I then got a dabba as part of my dowry and it was far too small once my girls came along so that one now holds their little beads and bobs and tut and perhaps they will take it to Uni one day.
My current dabba sits on the cooker but like Kavey says it doesn't fit everything I need so I have open shelves with the rest to remind me as I would forget if they were locked away in a cupboard. Three for two in Bina's in Wembley - again part of the dowry and still going!
Unknown said…
Urvashi - the Uni thing is a great point and I know Sanjay's come across many parents looking to pack their kids off with one.

I am also a multiple-dabba-stacker. But a single one is a great comfort if you're going away on hols etc, providing a nice little stater set at least!
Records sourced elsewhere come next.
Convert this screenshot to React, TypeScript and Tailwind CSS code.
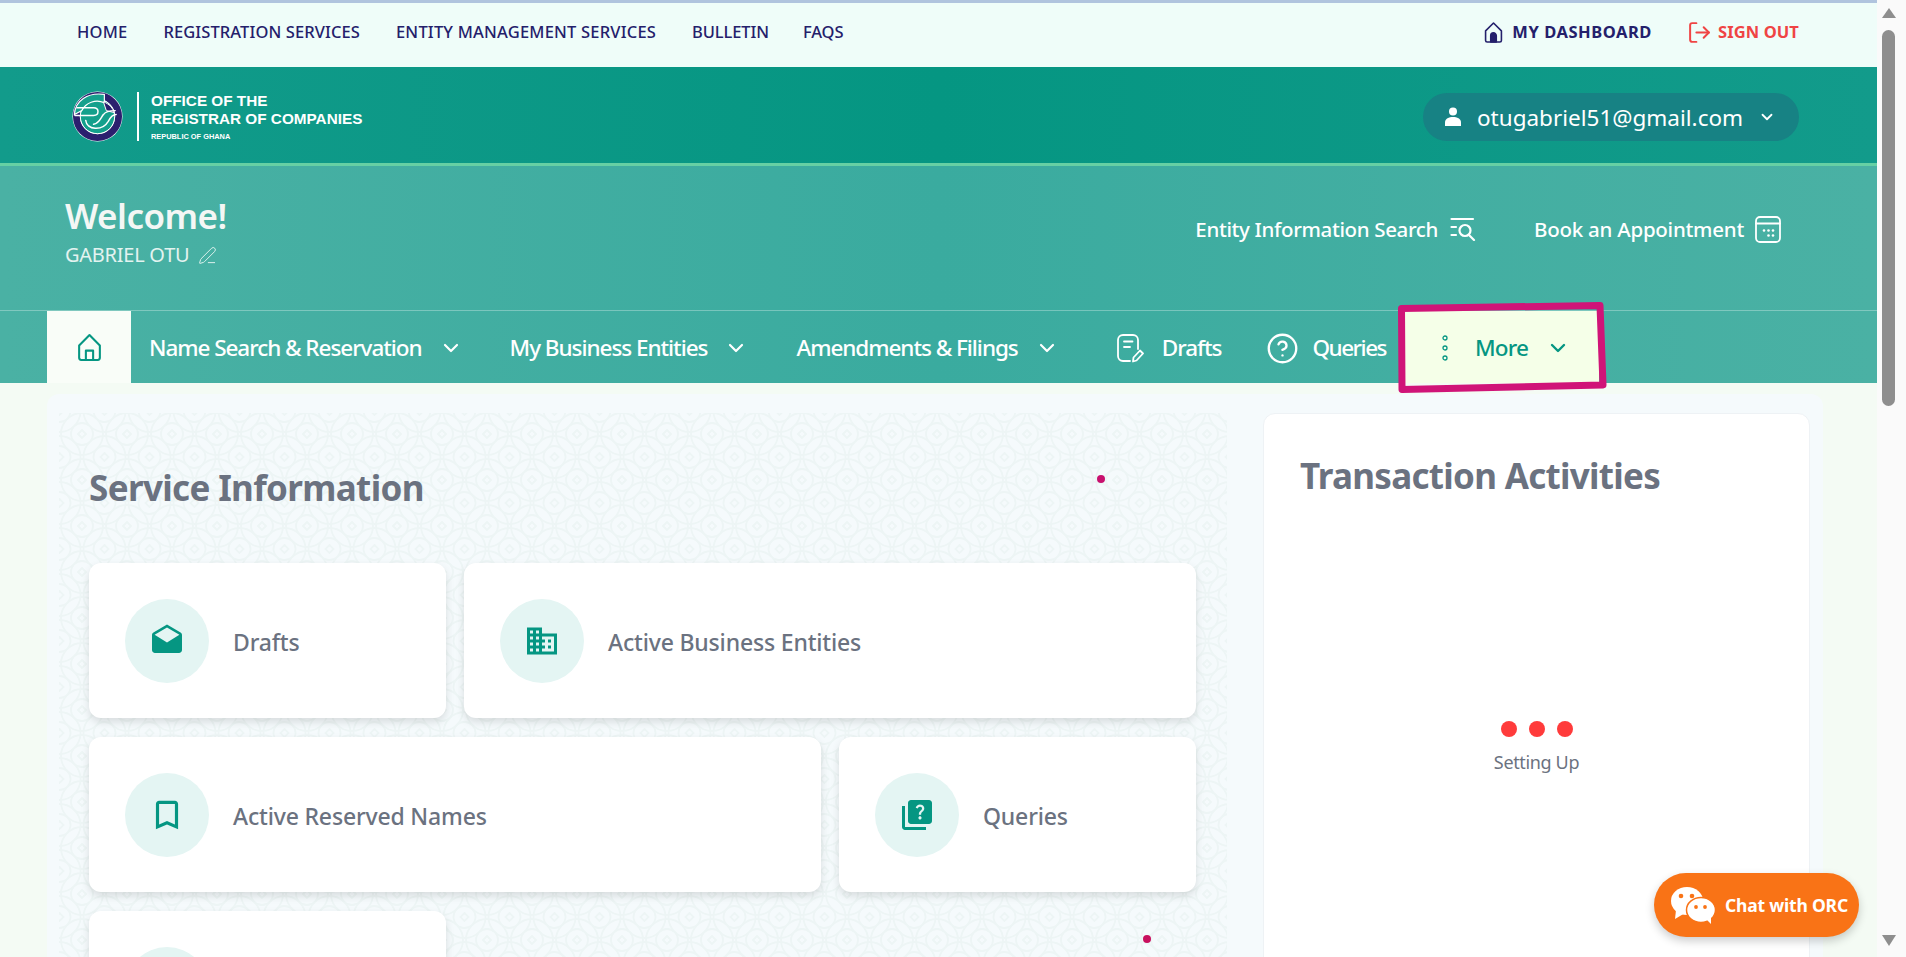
import React from "react";
import { ChevronDown, CircleHelp, LogOut, PenLine } from "lucide-react";
import { MdDrafts, MdBusiness, MdBookmarkBorder, MdQuiz } from "react-icons/md";

const HomeIcon = ({ className, filled }: { className?: string; filled?: boolean }) => (
  <svg viewBox="0 0 24 28" fill="none" className={className} stroke="currentColor" strokeWidth="2" strokeLinejoin="round" strokeLinecap="round">
    <path d="M12 2 L22 12 V24 a2 2 0 0 1 -2 2 H4 a2 2 0 0 1 -2 -2 V12 Z" />
    {filled ? <path d="M8.5 26 V18 a3.5 3.5 0 0 1 7 0 V26 Z" fill="currentColor" /> : <path d="M8.5 26 V17 H15.5 V26" />}
  </svg>
);

const Logo = () => (
  <svg viewBox="0 0 52 52" className="h-[51px] w-[51px] shrink-0">
    <circle cx="26" cy="26" r="25.5" fill="#ffffff" />
    <circle cx="26" cy="26" r="21.5" fill="none" stroke="#2b1f6e" strokeWidth="7" />
    <circle cx="26" cy="26" r="17.5" fill="#14a08c" stroke="#fff" strokeWidth="1" />
    <path d="M2.5 24 C3 10 16 1 33 3.5 L33 12 C24 8 14 12 10 20 Z" fill="#14a08c" stroke="#fff" strokeWidth="1.2" />
    <path d="M32 11 C38 13 42 18 43 22 L35 20 Z" fill="#2b1f6e" stroke="#fff" strokeWidth="1" />
    <g fill="none" stroke="#fff" strokeWidth="1.5" strokeLinecap="round">
      <path d="M5 17 H22 C28 17 28 25 22 25 H3" />
      <path d="M14 30 C15 40 31 41 37 31 C39 27 41 24 45 24" />
      <path d="M22 34 C28 33 29 28 32 24 C34 21 38 20 44 20" />
    </g>
  </svg>
);

const SearchListIcon = () => (
  <svg viewBox="0 0 26 24" className="h-6 w-[26px]" fill="none" stroke="#fff" strokeWidth="2.2" strokeLinecap="round">
    <path d="M1.5 2 H23" />
    <path d="M1.5 10 H6" />
    <path d="M1.5 18 H6" />
    <circle cx="15" cy="13.5" r="5.5" />
    <path d="M19 18 L24 23" />
  </svg>
);

const CalendarIcon = () => (
  <svg viewBox="0 0 26 27" className="h-[27px] w-[26px]" fill="none" stroke="#fff" strokeWidth="1.8" strokeLinecap="round">
    <rect x="1" y="1" width="24" height="25" rx="4" />
    <path d="M1 7.5 H25" />
    <g fill="#fff" stroke="none">
      <circle cx="9" cy="14.5" r="1.3" /><circle cx="13.5" cy="14.5" r="1.3" /><circle cx="18" cy="14.5" r="1.3" />
      <circle cx="13.5" cy="19.5" r="1.3" /><circle cx="18" cy="19.5" r="1.3" />
    </g>
  </svg>
);

const DraftNavIcon = () => (
  <svg viewBox="0 0 28 30" className="h-[30px] w-[28px]" fill="none" stroke="#fff" strokeWidth="1.8" strokeLinecap="round" strokeLinejoin="round">
    <path d="M14 28 H7 a5 5 0 0 1 -5 -5 V7 a5 5 0 0 1 5 -5 H17 a5 5 0 0 1 5 5 V16" />
    <path d="M8 8.5 H16.5" />
    <path d="M8 14 H14" />
    <path d="M17 28.5 L17.5 24.5 L24 17.5 L27 20.5 L20.5 27.5 Z" />
  </svg>
);

const UserIcon = () => (
  <svg viewBox="0 0 18 20" className="h-5 w-[18px]" fill="#fff">
    <circle cx="9" cy="4.5" r="4" />
    <path d="M1 19 V15.5 C1 11.5 5 10 9 10 C13 10 17 11.5 17 15.5 V19 Z" />
  </svg>
);

const ChatIcon = () => (
  <svg viewBox="0 0 46 38" className="h-[38px] w-[46px]" fill="#fff">
    <ellipse cx="17" cy="15" rx="16" ry="14" />
    <path d="M6 24 L5 33 L15 27 Z" />
    <circle cx="11" cy="10" r="2.3" fill="#f97316" />
    <circle cx="22" cy="10" r="2.3" fill="#f97316" />
    <ellipse cx="31" cy="24" rx="14.5" ry="12.5" fill="#fff" stroke="#f97316" strokeWidth="1.5" />
    <path d="M36 33 L41 38 L41 30 Z" />
    <circle cx="26" cy="21" r="1.9" fill="#f97316" />
    <circle cx="35" cy="21" r="1.9" fill="#f97316" />
  </svg>
);

const Pattern = () => (
  <svg className="absolute inset-0 h-full w-full" aria-hidden="true">
    <defs>
      <pattern id="orc" x="0" y="-1" width="45" height="46" patternUnits="userSpaceOnUse">
        <g fill="none" stroke="#edf5f5" strokeWidth="1.8">
          {[[23, 22], [0.5, -1], [45.5, -1], [0.5, 45], [45.5, 45]].map(([x, y], i) => (
            <g key={i}>
              <circle cx={x} cy={y} r="21" />
              <circle cx={x} cy={y} r="11" />
              <path d={`M${x} ${y - 4} L${x + 4} ${y} L${x} ${y + 4} L${x - 4} ${y} Z`} />
            </g>
          ))}
        </g>
      </pattern>
    </defs>
    <rect width="100%" height="100%" fill="url(#orc)" />
  </svg>
);

const TopLink = ({ children, className }: { children: React.ReactNode; className?: string }) => (
  <a className={`text-[16.5px] text-[#24206b] whitespace-nowrap ${className ?? "font-medium"}`}>{children}</a>
);

const NavText = ({ children, className }: { children: React.ReactNode; className?: string }) => (
  <span className={`text-[22.5px] font-medium whitespace-nowrap ${className ?? "tracking-[-1.05px] text-white"}`}>{children}</span>
);

const NavChevron = () => <ChevronDown className="h-6 w-6 text-white" strokeWidth={2.2} />;

const Card = ({ icon, label, className }: { icon: React.ReactNode; label: string; className?: string }) => (
  <div className={`flex h-[155px] items-start gap-6 rounded-xl bg-white pl-9 pt-9 shadow-[0_4px_8px_rgba(0,0,0,0.12)] ${className ?? ""}`}>
    <div className="flex h-[84px] w-[84px] shrink-0 items-center justify-center rounded-full bg-[#e4f5f3] text-[#059682]">{icon}</div>
    <span className="mt-[26px] text-[23px] font-medium tracking-[-0.17px] text-[#6b7280] whitespace-nowrap">{label}</span>
  </div>
);

export default function App() {
  return (
    <div className="flex h-[957px] w-full overflow-hidden bg-[#fafafa] [font-family:'Noto_Sans',sans-serif]">
      <main className="relative h-full w-[1877px] shrink-0 overflow-hidden bg-[#f4fbf4]">
        <div className="h-[3px] bg-[#b0c4de]" />

        <header className="flex h-[64px] items-center justify-between bg-[#effdf9] pb-[6px] pl-[77px] pr-[78px]">
          <nav className="flex items-center gap-[36px]">
            <TopLink className="font-medium tracking-[0.2px]">HOME</TopLink>
            <TopLink className="font-medium tracking-[0.1px]">REGISTRATION SERVICES</TopLink>
            <TopLink className="font-medium tracking-[0.2px]">ENTITY MANAGEMENT SERVICES</TopLink>
            <TopLink className="font-medium tracking-[-0.1px]">BULLETIN</TopLink>
            <TopLink className="font-medium tracking-[-0.1px] -ml-[2px]">FAQS</TopLink>
          </nav>
          <div className="flex items-center">
            <HomeIcon className="mr-[9px] h-[23px] w-[19px] text-[#24206b]" filled />
            <TopLink className="font-bold tracking-[0.55px]">MY DASHBOARD</TopLink>
            <LogOut className="ml-[35px] mr-[6px] h-[25px] w-[25px] text-[#ef4444]" strokeWidth={1.9} />
            <TopLink className="font-bold tracking-[0.1px] !text-[#ef4444]">SIGN OUT</TopLink>
          </div>
        </header>

        <div className="flex h-[99px] items-center justify-between border-b-[3px] border-[#66d0a4] bg-linear-to-r from-[#129b8b] via-[#059682] to-[#129b8b] pl-[72px] pr-[78px]">
          <div className="flex items-center">
            <div className="mt-[2px]"><Logo /></div>
            <div className="ml-[14px] mr-[12px] mt-[2px] h-[49px] w-[2px] bg-white" />
            <div className="mt-[8px] flex flex-col text-white [font-family:'Liberation_Sans',sans-serif]">
              <span className="text-[15.3px] font-bold leading-[18px]">OFFICE OF THE</span>
              <span className="text-[15.3px] font-bold leading-[18px]">REGISTRAR OF COMPANIES</span>
              <span className="text-[7.4px] font-bold leading-[18px]">REPUBLIC OF GHANA</span>
            </div>
          </div>
          <div className="mt-[4px] flex h-[48px] w-[376px] items-center rounded-full bg-[#178284] pl-[21px]">
            <UserIcon />
            <span className="ml-[15px] pt-[2px] text-[22.5px] text-white whitespace-nowrap">otugabriel51@gmail.com</span>
            <ChevronDown className="ml-[15px] h-[18px] w-[18px] text-white" strokeWidth={2.4} />
          </div>
        </div>

        <div className="bg-linear-to-r from-[#4ab1a4] via-[#3aab9f] to-[#4ab1a4]">
          <div className="flex h-[144px] items-start justify-between pl-[65px] pr-[96px]">
            <div className="pt-[24px]">
              <div className="text-[35px] font-semibold leading-[51px] tracking-[-0.55px] text-[#f4f7f5]">Welcome!</div>
              <div className="flex items-center text-[20px] leading-[28px] tracking-[-0.25px] text-[#e3f3f0]">
                GABRIEL OTU
                <PenLine className="ml-[9px] h-[19px] w-[19px]" strokeWidth={1.2} />
              </div>
            </div>
            <div className="flex items-center pt-[48px]">
              <span className="text-[20.5px] font-medium tracking-[-0.35px] text-white whitespace-nowrap">Entity Information Search</span>
              <span className="ml-[12px]"><SearchListIcon /></span>
              <span className="ml-[58px] text-[20.5px] font-medium tracking-[-0.25px] text-white whitespace-nowrap">Book an Appointment</span>
              <span className="ml-[11px]"><CalendarIcon /></span>
            </div>
          </div>
          <nav className="flex h-[73px] items-stretch border-t border-white/30 pl-[47px]">
            <div className="flex w-[84px] items-center justify-center bg-[#f9fdf8] text-[#059682]">
              <HomeIcon className="h-[29px] w-[25px]" />
            </div>
            <div className="ml-[18px] flex items-center pt-[2px]"><NavText>Name Search &amp; Reservation</NavText><span className="ml-[17px]"><NavChevron /></span></div>
            <div className="ml-[47px] flex items-center pt-[2px]"><NavText>My Business Entities</NavText><span className="ml-[17px]"><NavChevron /></span></div>
            <div className="ml-[48px] flex items-center pt-[2px]"><NavText>Amendments &amp; Filings</NavText><span className="ml-[17px]"><NavChevron /></span></div>
            <div className="ml-[57px] flex items-center pt-[2px]"><DraftNavIcon /><NavText className="ml-[18px] tracking-[-1.05px] text-white">Drafts</NavText></div>
            <div className="ml-[45px] flex items-center pt-[2px]"><CircleHelp className="h-[33px] w-[33px] text-white" strokeWidth={1.7} /><NavText className="ml-[13px] tracking-[-1.5px] text-white">Queries</NavText></div>
            <div className="ml-[19px] flex w-[194px] items-center bg-[#f5ffe8] pl-[37px] pt-[2px]">
              <svg viewBox="0 0 6 26" className="h-[26px] w-[6px] text-[#059682]" fill="none" stroke="currentColor" strokeWidth="1.3">
                <circle cx="3" cy="3" r="2" /><circle cx="3" cy="13" r="2" /><circle cx="3" cy="23" r="2" />
              </svg>
              <NavText className="ml-[27px] tracking-[-0.85px] text-[#059682]">More</NavText>
              <ChevronDown className="ml-[18px] h-6 w-6 text-[#059682]" strokeWidth={2.4} />
            </div>
          </nav>
        </div>

        <section className="ml-[47px] mt-[11px] flex h-[700px] w-[1776px] rounded-xl bg-[#f5fafc] pl-[12px] pr-[13px] pt-[19px]">
          <div className="relative w-[1168px] shrink-0 pl-[30px] pr-[31px]">
            <Pattern />
            <span className="absolute left-[1038px] top-[62px] h-[8px] w-[8px] rounded-full bg-[#c8106e]" />
            <span className="absolute left-[1084px] top-[522px] h-[8px] w-[8px] rounded-full bg-[#c8105e]" />
            <h2 className="relative pt-[49px] text-[35px] font-bold leading-[52px] tracking-[-0.65px] text-[#6b7280]">Service Information</h2>
            <div className="relative mt-[49px] grid grid-cols-3 gap-x-[18px] gap-y-[19px]">
              <Card icon={<MdDrafts size={36} />} label="Drafts" />
              <Card className="col-span-2" icon={<MdBusiness size={36} />} label="Active Business Entities" />
              <Card className="col-span-2" icon={<MdBookmarkBorder size={38} />} label="Active Reserved Names" />
              <Card icon={<MdQuiz size={36} />} label="Queries" />
              <Card icon={null} label="" />
            </div>
          </div>
          <aside className="ml-[36px] flex flex-1 flex-col rounded-t-xl border border-[#eef2f5] bg-white pl-[36px] pt-[36px]">
            <h2 className="text-[35px] font-bold leading-[52px] tracking-[-0.7px] text-[#6b7280]">Transaction Activities</h2>
            <div className="mt-[219px] -ml-[36px] flex flex-col items-center">
              <div className="flex gap-[12px]">
                <span className="h-4 w-4 rounded-full bg-[#ff3b3b]" />
                <span className="h-4 w-4 rounded-full bg-[#ff3b3b]" />
                <span className="h-4 w-4 rounded-full bg-[#ff3b3b]" />
              </div>
              <span className="mt-[12px] text-[18px] tracking-[-0.35px] text-[#6b7280]">Setting Up</span>
            </div>
          </aside>
        </section>

        <svg className="pointer-events-none absolute left-0 top-0 h-[400px] w-full" aria-hidden="true">
          <path d="M1401.5 308.5 L1600 305.5 L1603 385 L1402 389.5 Z" fill="none" stroke="#d01478" strokeWidth="7" strokeLinejoin="round" />
        </svg>

        <button className="absolute left-[1654px] top-[873px] flex h-[64px] w-[205px] items-center rounded-full bg-[#f97316] pl-[16px] shadow-[0_4px_10px_rgba(0,0,0,0.2)]">
          <ChatIcon />
          <span className="ml-[9px] text-[17.5px] font-bold tracking-[-0.2px] text-white whitespace-nowrap">Chat with ORC</span>
        </button>
      </main>

      <div className="flex h-full w-[29px] flex-col items-start pl-[5px]">
        <div className="mt-[8px] h-0 w-0 border-x-[7px] border-b-[10px] border-x-transparent border-b-[#8e8e8e]" />
        <div className="mt-[12px] h-[376px] w-[13px] rounded-full bg-[#8e8e8e]" />
        <div className="mt-auto mb-[11px] h-0 w-0 border-x-[7px] border-t-[11px] border-x-transparent border-t-[#8e8e8e]" />
      </div>
    </div>
  );
}
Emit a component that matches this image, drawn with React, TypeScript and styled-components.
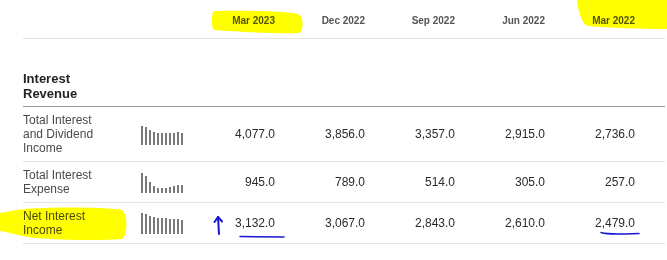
import React from "react";
import styled, { createGlobalStyle } from "styled-components";

const Global = createGlobalStyle`
  html, body { margin: 0; padding: 0; background: #ffffff; }
  body { font-family: "Liberation Sans", Arial, sans-serif; }
`;

const Page = styled.div`
  position: relative;
  width: 667px;
  height: 260px;
  overflow: hidden;
  background: #fff;
`;

const Table = styled.div`
  margin-left: 23px;
  width: 642px;
`;

const GridRow = styled.div`
  display: grid;
  grid-template-columns: 117px 45px repeat(5, 90px) 30px;
  align-items: center;
`;

const HeaderRow = styled(GridRow)`
  height: 39px;
  border-bottom: 1px solid #e3e3e3;
  box-sizing: border-box;
  padding-top: 3px;
`;

const HeadCell = styled.div`
  text-align: right;
  font-size: 10px;
  font-weight: bold;
  color: #555;
  line-height: 12px;
`;

const SectionRow = styled(GridRow)`
  padding: 32px 0 5px;
  border-bottom: 1px solid #9a9a9a;
`;

const SectionTitle = styled.div`
  font-size: 13px;
  font-weight: bold;
  color: #222;
  line-height: 15px;
  width: 80px;
`;

const DataRow = styled(GridRow)`
  padding: 6px 0;
  border-bottom: 1px solid #e3e3e3;
`;

const Label = styled.div`
  font-size: 12px;
  line-height: 14px;
  color: #4a4a4a;
  width: 86px;
`;

const Value = styled.div`
  text-align: right;
  font-size: 12px;
  color: #2a2a2a;
  line-height: 14px;
`;

const Spark = styled.div`
  display: flex;
  align-items: flex-end;
  gap: 2px;
  height: 21px;
  margin-left: 1px;
`;

const Bar = styled.div<{ $h: number }>`
  width: 2px;
  height: ${(p) => p.$h}px;
  background: #7a7a7a;
`;

const Overlay = styled.svg`
  position: absolute;
  top: 0;
  left: 0;
  pointer-events: none;
`;

const YellowLayer = styled.g`
  mix-blend-mode: multiply;
`;

const headers = ["Mar 2023", "Dec 2022", "Sep 2022", "Jun 2022", "Mar 2022"];

const rows = [
  {
    label: "Total Interest and Dividend Income",
    bars: [19, 18, 15, 13, 12, 12, 12, 12, 12, 13, 12],
    values: ["4,077.0", "3,856.0", "3,357.0", "2,915.0", "2,736.0"],
  },
  {
    label: "Total Interest Expense",
    bars: [20, 17, 11, 7, 5, 5, 5, 6, 7, 8, 8],
    values: ["945.0", "789.0", "514.0", "305.0", "257.0"],
  },
  {
    label: "Net Interest Income",
    bars: [21, 20, 18, 17, 16, 16, 16, 15, 15, 15, 14],
    values: ["3,132.0", "3,067.0", "2,843.0", "2,610.0", "2,479.0"],
  },
];

export default function App() {
  return (
    <Page>
      <Global />
      <Table>
        <HeaderRow>
          <div />
          <div />
          {headers.map((h) => (
            <HeadCell key={h}>{h}</HeadCell>
          ))}
          <div />
        </HeaderRow>
        <SectionRow>
          <SectionTitle>Interest Revenue</SectionTitle>
        </SectionRow>
        {rows.map((r) => (
          <DataRow key={r.label}>
            <Label>{r.label}</Label>
            <Spark>
              {r.bars.map((b, i) => (
                <Bar key={i} $h={b} />
              ))}
            </Spark>
            {r.values.map((v, i) => (
              <Value key={i}>{v}</Value>
            ))}
            <div />
          </DataRow>
        ))}
      </Table>
      <Overlay width="667" height="260" viewBox="0 0 667 260">
        <YellowLayer fill="#ffff00">
          <path d="M214 11 C240 10 280 11 298 14 C304 16 304 31 299 33 C280 34 240 32 214 30 C211 28 211 13 214 11 Z" />
          <path d="M577 0 L667 0 L667 29 C640 29 610 28 588 26 C582 24 580 14 578 8 Z" />
          <path d="M0 213 C10 211 25 208 45 208 C80 207 110 208 122 210 C128 214 128 236 122 239 C100 241 60 240 35 238 C20 236 8 232 0 231 Z" />
        </YellowLayer>
        <g fill="none" stroke="#1616d4" strokeLinecap="round" strokeLinejoin="round">
          <path d="M218 217 L219 234" strokeWidth="2" />
          <path d="M214.5 222 L218 217 L222 221.5" strokeWidth="2" />
          <path d="M240 236.5 L284 237" strokeWidth="1.5" />
          <path d="M601 232.5 C604 233.5 610 234 618 234 C628 234 634 233.5 639 233.5" strokeWidth="1.5" />
        </g>
      </Overlay>
    </Page>
  );
}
Kavey - you might like a gander at the stylin' interlocking magnetic jars Sanjay's tracked down. I'm coveting them myself in fact! :D
Dabbas, dabbas, dabbas! My wife has 1 set of steel spice dabbas, my mum has 3 sets plus 5 ltr plastic tubs of the same spices in the garage! Mum's garage is full of dabbas 'you never know when you might need them.'

We are all massive foodies in the office and the steel spice dabbas really hit home with some of us. We rarely use them due to life style, but we would never get rid of the good 'ol steel spice dubbahs!

Keep up the interesting and informative and we'll keep visiting Food Urchin.